Permissive Intervention
The court next considered whether Byrd could be permitted to intervene under Federal Rule of Civil Procedure 24(b)(1)(B), which allows for intervention if the claim shares common questions of law or fact with the main action, and if intervention would not cause undue delay or prejudice. The court determined that although Byrd's claims shared a common goal with the existing plaintiffs, they did not provide any additional value to the case. The court pointed out that the Harrelsons were diligently pursuing the same objectives as Byrd, and there was no indication that Byrd would contribute a different perspective or strategy. Introducing Byrd's claims, particularly those related to USAA's alleged violation of North Carolina insurance laws, would complicate the proceedings and introduce collateral issues that were unnecessary to the existing matter at hand. The potential for added complexity and delay outweighed any benefit her intervention might bring, leading the court to conclude that permissive intervention was not warranted. As a result, the court denied Byrd's motion for permissive intervention as well.
Conclusion
In conclusion, the U.S. District Court for the Middle District of North Carolina denied Dawn Byrd's motion to intervene in the case of Harrelson v. USAA General Indemnity Company. The court's reasoning centered on the inadequacy of representation of Byrd's interests, as her claims were aligned with those of the Harrelsons, who had competent legal representation.
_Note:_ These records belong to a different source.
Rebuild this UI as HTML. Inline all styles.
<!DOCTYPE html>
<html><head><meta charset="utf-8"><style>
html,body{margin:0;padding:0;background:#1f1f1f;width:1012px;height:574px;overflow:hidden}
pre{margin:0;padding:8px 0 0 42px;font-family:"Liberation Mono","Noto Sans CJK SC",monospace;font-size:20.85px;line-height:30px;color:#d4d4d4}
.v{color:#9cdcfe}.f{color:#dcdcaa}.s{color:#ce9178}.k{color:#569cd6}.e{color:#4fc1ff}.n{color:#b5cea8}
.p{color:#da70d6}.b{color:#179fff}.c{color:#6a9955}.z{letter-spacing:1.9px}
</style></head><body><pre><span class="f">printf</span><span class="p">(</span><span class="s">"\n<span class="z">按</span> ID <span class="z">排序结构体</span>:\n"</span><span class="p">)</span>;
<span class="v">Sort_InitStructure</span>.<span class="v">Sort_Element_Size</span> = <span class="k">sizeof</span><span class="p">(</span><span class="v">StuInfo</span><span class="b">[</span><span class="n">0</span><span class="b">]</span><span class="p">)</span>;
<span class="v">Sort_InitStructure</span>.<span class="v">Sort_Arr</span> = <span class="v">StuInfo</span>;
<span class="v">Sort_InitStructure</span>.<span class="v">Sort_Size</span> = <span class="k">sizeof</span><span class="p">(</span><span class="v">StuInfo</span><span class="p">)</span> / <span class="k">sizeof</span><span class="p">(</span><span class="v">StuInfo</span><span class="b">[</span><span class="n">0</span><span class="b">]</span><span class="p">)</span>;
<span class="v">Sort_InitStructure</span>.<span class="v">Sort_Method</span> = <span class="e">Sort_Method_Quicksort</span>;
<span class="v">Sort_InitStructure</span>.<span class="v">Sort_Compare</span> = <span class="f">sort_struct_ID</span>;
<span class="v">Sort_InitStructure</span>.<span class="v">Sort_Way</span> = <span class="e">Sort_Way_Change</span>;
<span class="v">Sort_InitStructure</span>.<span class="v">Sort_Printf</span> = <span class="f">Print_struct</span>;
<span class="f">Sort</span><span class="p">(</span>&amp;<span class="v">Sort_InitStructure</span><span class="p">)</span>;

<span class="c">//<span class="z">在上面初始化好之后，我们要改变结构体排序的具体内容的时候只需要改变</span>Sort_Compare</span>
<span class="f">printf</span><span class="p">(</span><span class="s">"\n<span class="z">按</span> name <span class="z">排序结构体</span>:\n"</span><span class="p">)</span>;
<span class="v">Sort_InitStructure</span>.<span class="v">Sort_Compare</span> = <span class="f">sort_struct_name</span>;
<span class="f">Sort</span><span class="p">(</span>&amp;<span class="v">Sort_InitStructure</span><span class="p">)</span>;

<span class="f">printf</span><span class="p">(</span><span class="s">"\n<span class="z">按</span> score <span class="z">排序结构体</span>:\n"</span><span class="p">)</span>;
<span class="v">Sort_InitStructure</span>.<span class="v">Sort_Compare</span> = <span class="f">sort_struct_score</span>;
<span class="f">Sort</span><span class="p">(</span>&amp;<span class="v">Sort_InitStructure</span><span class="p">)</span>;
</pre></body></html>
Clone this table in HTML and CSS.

Moreover, the court determined that allowing Byrd to intervene would unnecessarily complicate the ongoing litigation without adding meaningful value. The court applied the relevant legal standards for intervention and found that Byrd failed to satisfy the necessary criteria for both intervention as of right and permissive intervention. Consequently, the court's decision underscored the importance of adequate representation among existing parties and the need to avoid complicating proceedings with redundant claims.